Air Force fires official overseeing Sentinel missile program
The Air Force has fired the top official overseeing the costly Sentinel nuclear missile program, which is currently under a Pentagon review for ballooning costs.
The commander of the Air Force Nuclear Weapons Center, Maj. Gen. John Newberry, fired Col. Charles Clegg, The Hill confirmed Wednesday.
Clegg had assumed the position in August 2022, serving less than two years in the job that oversees the Sentinel program that began around a decade ago.
An Air Force spokesperson said Clegg was removed from his job because of a loss of confidence and that it was not related to the Nunn-McCurdy breach in January, when Sentinel overshot its budget costs by 37 percent, triggering the Defense Department to review whether the program is still necessary and vital to national security.
“He was removed because he did not follow organizational procedures. This removal action is not directly related to the Nunn-McCurdy review,” the Air Force spokesperson said in an email.
The spokesperson also said the removal does not impact the operation of the 400 Minuteman III intercontinental ballistic missiles (ICBMs) that Sentinel is supposed to replace.
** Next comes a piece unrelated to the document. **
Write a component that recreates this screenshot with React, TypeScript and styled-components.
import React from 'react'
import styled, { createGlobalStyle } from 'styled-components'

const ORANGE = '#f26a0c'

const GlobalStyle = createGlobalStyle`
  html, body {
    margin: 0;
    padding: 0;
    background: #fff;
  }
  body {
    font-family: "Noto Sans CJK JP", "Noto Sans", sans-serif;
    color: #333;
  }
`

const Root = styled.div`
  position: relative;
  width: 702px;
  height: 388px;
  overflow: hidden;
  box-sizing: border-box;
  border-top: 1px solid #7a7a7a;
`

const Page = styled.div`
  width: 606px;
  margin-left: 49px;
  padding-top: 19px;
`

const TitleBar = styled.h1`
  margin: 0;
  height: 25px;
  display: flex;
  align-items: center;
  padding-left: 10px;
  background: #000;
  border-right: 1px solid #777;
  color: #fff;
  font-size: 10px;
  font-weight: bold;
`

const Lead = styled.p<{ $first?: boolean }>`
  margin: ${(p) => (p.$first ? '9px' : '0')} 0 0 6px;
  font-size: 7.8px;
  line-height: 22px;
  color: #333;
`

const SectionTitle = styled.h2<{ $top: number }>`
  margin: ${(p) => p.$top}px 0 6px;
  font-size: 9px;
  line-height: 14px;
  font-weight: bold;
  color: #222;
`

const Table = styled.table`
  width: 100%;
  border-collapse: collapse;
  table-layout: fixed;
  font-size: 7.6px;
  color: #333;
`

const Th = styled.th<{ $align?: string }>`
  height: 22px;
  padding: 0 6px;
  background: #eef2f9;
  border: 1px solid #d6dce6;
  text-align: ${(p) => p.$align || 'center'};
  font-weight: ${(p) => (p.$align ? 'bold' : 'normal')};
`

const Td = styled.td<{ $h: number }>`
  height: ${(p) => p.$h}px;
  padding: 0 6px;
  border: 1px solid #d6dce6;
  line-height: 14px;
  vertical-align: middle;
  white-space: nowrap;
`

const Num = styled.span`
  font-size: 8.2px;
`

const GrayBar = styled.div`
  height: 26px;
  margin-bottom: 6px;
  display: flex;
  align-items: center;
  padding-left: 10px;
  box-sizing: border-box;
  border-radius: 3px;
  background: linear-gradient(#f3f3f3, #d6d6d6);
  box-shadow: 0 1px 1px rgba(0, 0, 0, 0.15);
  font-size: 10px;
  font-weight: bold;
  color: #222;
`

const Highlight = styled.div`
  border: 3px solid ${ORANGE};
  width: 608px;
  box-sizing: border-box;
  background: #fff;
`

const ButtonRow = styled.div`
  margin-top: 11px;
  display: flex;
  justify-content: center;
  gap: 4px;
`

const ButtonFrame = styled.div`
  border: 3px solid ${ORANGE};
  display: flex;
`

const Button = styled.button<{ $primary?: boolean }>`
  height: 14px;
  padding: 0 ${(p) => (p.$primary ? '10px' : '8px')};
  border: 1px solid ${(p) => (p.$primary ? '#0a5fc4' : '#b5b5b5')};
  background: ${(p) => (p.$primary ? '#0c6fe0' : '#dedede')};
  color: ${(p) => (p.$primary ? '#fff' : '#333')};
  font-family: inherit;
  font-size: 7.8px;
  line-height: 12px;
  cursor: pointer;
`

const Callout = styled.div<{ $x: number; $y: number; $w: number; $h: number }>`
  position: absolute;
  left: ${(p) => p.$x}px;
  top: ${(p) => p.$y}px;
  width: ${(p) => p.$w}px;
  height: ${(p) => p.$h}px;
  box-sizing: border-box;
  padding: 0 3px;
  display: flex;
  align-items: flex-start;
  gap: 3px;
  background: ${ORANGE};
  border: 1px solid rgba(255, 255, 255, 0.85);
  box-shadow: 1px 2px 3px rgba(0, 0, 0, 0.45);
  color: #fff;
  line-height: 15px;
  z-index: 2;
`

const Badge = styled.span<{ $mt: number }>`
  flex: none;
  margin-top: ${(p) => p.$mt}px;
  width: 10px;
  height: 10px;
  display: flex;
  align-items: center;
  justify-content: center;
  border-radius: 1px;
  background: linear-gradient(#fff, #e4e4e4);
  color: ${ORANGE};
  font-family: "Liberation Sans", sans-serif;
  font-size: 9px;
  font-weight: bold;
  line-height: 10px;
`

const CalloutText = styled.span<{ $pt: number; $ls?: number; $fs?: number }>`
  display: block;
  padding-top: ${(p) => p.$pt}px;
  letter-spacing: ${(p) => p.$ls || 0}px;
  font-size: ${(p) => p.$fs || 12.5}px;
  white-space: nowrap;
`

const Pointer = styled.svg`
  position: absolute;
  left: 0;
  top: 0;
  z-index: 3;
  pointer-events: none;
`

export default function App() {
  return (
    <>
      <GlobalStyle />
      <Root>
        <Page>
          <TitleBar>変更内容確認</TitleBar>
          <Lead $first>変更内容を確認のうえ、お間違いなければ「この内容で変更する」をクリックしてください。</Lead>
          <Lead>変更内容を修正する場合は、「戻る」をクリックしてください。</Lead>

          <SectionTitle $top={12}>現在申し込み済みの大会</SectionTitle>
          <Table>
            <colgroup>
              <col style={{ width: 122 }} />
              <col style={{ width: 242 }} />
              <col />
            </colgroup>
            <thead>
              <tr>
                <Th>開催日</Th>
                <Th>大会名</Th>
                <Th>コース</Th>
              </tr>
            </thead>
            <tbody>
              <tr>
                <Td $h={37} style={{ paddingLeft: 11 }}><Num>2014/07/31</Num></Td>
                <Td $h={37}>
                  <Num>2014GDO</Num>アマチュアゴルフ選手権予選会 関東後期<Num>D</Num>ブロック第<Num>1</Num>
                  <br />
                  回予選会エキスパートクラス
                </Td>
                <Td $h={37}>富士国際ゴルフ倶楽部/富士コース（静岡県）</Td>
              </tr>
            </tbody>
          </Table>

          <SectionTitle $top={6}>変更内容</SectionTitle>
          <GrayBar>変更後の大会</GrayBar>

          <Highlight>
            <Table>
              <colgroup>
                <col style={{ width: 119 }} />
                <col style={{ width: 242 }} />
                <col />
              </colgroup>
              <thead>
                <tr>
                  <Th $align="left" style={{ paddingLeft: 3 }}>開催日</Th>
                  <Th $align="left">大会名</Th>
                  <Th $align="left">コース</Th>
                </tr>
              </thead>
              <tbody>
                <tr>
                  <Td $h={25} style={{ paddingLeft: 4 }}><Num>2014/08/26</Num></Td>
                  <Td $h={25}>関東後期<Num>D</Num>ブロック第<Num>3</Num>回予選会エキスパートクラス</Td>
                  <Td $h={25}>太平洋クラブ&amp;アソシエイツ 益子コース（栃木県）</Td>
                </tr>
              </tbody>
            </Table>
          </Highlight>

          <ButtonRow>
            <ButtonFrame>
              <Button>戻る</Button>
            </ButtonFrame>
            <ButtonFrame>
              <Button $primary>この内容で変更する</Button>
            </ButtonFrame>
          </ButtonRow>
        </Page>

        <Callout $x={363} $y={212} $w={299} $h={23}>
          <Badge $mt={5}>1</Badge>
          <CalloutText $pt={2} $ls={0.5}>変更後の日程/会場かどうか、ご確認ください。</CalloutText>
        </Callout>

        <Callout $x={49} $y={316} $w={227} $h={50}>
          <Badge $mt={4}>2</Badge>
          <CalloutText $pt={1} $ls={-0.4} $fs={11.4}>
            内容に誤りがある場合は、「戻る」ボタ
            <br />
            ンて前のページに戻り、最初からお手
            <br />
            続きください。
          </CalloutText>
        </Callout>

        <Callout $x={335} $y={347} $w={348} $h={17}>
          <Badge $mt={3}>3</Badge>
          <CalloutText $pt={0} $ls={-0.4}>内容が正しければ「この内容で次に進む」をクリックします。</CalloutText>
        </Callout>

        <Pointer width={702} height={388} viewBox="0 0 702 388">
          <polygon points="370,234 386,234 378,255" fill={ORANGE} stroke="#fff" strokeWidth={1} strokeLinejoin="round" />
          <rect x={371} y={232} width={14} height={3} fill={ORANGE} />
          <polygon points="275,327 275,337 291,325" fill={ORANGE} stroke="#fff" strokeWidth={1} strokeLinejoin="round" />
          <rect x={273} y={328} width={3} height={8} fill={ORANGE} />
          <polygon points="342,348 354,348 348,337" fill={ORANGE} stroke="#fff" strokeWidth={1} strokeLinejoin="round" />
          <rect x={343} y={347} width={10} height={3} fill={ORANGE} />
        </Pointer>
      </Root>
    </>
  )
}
Minuteman “remains our nation’s safe, secure, and effective nuclear deterrent, just as it has been without interruption for the past six decades,” the spokesperson added.
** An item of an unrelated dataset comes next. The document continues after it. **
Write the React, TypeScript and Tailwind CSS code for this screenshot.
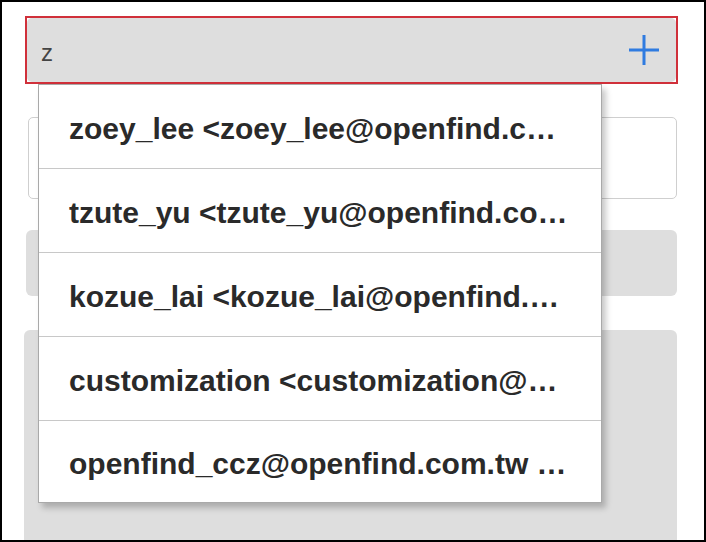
const suggestions = [
  "zoey_lee <zoey_lee@openfind.c…",
  "tzute_yu <tzute_yu@openfind.co…",
  "kozue_lai <kozue_lai@openfind.…",
  "customization <customization@…",
  "openfind_ccz@openfind.com.tw …",
];

const PlusIcon = () => (
  <svg width="32" height="32" viewBox="0 0 32 32" fill="none">
    <path d="M16 1v30M1 16h30" stroke="#2f7be0" strokeWidth="3" />
  </svg>
);

const App = () => {
  return (
    <div className="relative w-[706px] h-[542px] overflow-hidden border-2 border-black bg-white font-['Liberation_Sans',Arial,sans-serif]">
      <div className="flex flex-col pt-[14px] pl-[23px]">
        {/* search field */}
        <div className="w-[653px] h-[68px] border-2 border-[#d0303a]">
          <div className="flex h-full items-center justify-between rounded-[5px] bg-[#dedede] pl-[14px] pr-[16px]">
            <span className="pt-[6px] text-[24px] text-[#444] leading-none">z</span>
            <PlusIcon />
          </div>
        </div>

        {/* form behind */}
        <div className="ml-[3px] mt-[33px] w-[649px] h-[82px] rounded-[5px] border border-[#cfcfcf] bg-white" />
        <div className="ml-[1px] mt-[31px] w-[651px] h-[66px] rounded-[6px] bg-[#dedede]" />
        <div className="ml-[-1px] mt-[34px] w-[653px] h-[230px] rounded-[6px] bg-[#dedede]" />
      </div>

      {/* autocomplete list */}
      <div className="absolute left-[36px] top-[82px] w-[564px] border border-[#a9a9a9] bg-white shadow-[4px_5px_6px_rgba(0,0,0,0.22)]">
        {suggestions.map((s, i) => (
          <div
            key={i}
            className={`flex items-center pl-[30px] pt-[4px] text-[30px] font-bold text-[#2a2a2a] whitespace-nowrap ${
              i < suggestions.length - 1 ? "h-[84px] border-b border-[#c8c8c8]" : "h-[81px]"
            }`}
          >
            {s}
          </div>
        ))}
      </div>
    </div>
  );
};

export default App;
The Sentinel program aims to create brand-new missiles to replace the aging, more than 50-year-old Minuteman ICBMs. But the project’s cost has grown from around $60 billion in 2015 to around $130 billion now and has attracted more intense congressional scrutiny after the Nunn-McCurdy breach.
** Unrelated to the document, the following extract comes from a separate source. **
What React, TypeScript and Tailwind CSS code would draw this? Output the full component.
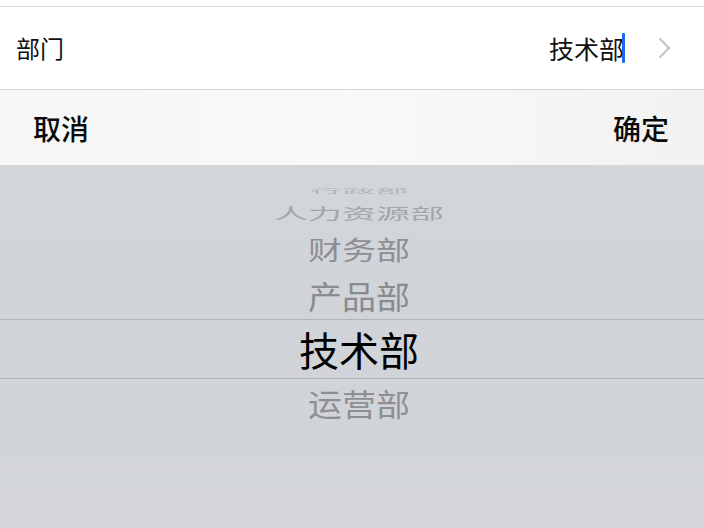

Several Democrats sent a letter to the Pentagon this week calling for a fair and honest review of whether Sentinel is vital to national security at the updated cost of the program. A congressional nuclear arms working group is also holding a July 24 hearing on the program.
Sentinel is supposed to finish around 2030 but is now expected to be delayed. The main contractor on the project, Northrop Grumman, earlier this year announced it would not be conducting a critical flight test until 2026.
The project’s costs are inflating in part because it also involves renovating or constructing new real estate, including infrastructure that will house the new missiles. The Minuteman ICBMs are spread out across several states in the rural Western part of the country.